Georgia Republican Party Executive Director Stewart Bragg dismissed the complaint as “ridiculous.”

“We used educational materials on ballot security that were available to anyone,” Bragg said. “If there is any illegal coordination going on, it is Common Cause coordinating with the Democrats to file baseless FEC complaints.”

The complaint is the latest legal challenge to True the Vote’s election efforts in Georgia.

In December, the group Fair Fight filed a federal lawsuit seeking to stop True the Vote from challenging the eligibility of more than 364,000 Georgia voters. The names of those voters appeared in a national change-of-address database, indicating they may have moved and were not eligible to vote in the January runoff election.

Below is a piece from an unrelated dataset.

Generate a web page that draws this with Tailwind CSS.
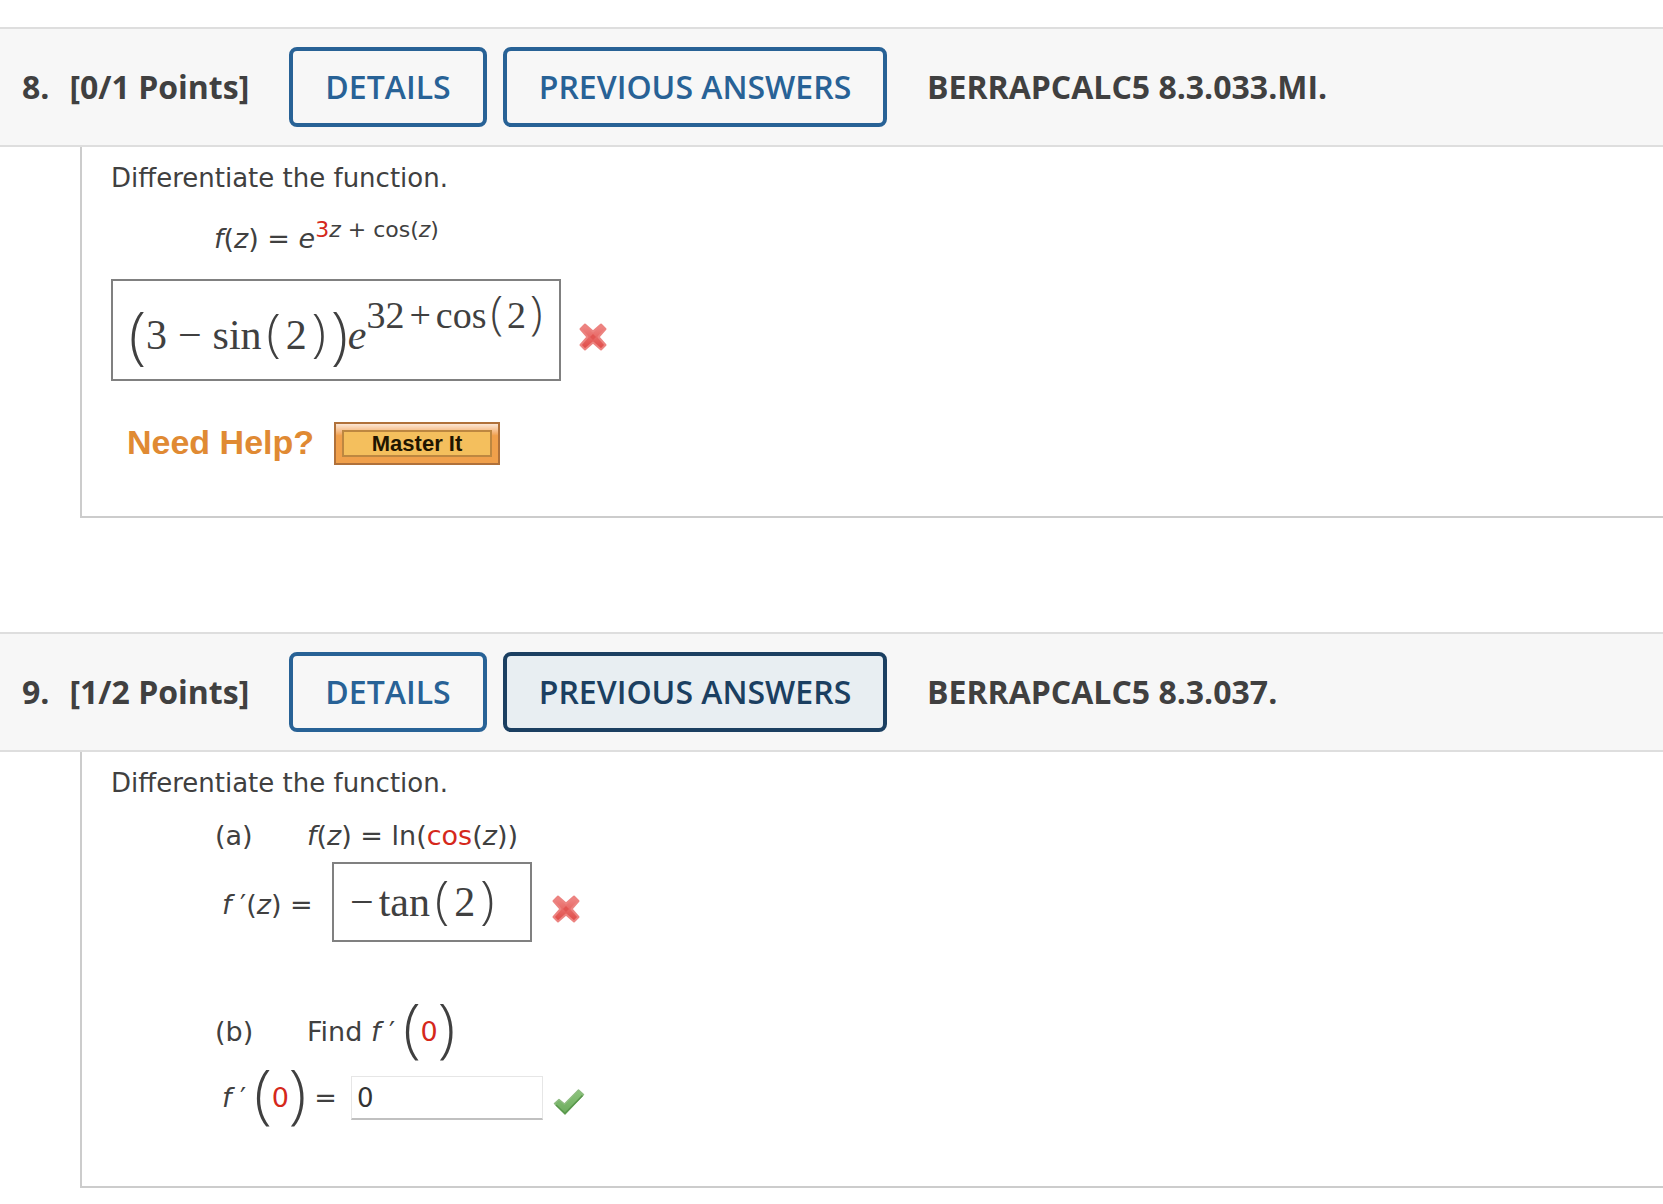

Most counties dismissed the challenges, noting the national change-of-address data is unreliable and cannot by itself be used to determine whether someone is eligible to vote. Some counties proceeded with challenges, but they found only a few dozen illegitimate voters.

In the lawsuit, a federal judge expressed “grave concerns” about True the Vote’s efforts but rejected Fair Fight’s request for a temporary injunction halting the voting challenges.

True the Vote has filed a counterclaim in that lawsuit, saying Fair Fight sought to illegally stop its efforts to ensure the integrity of the election. The lawsuit is still pending in U.S. District Court in Gainesville.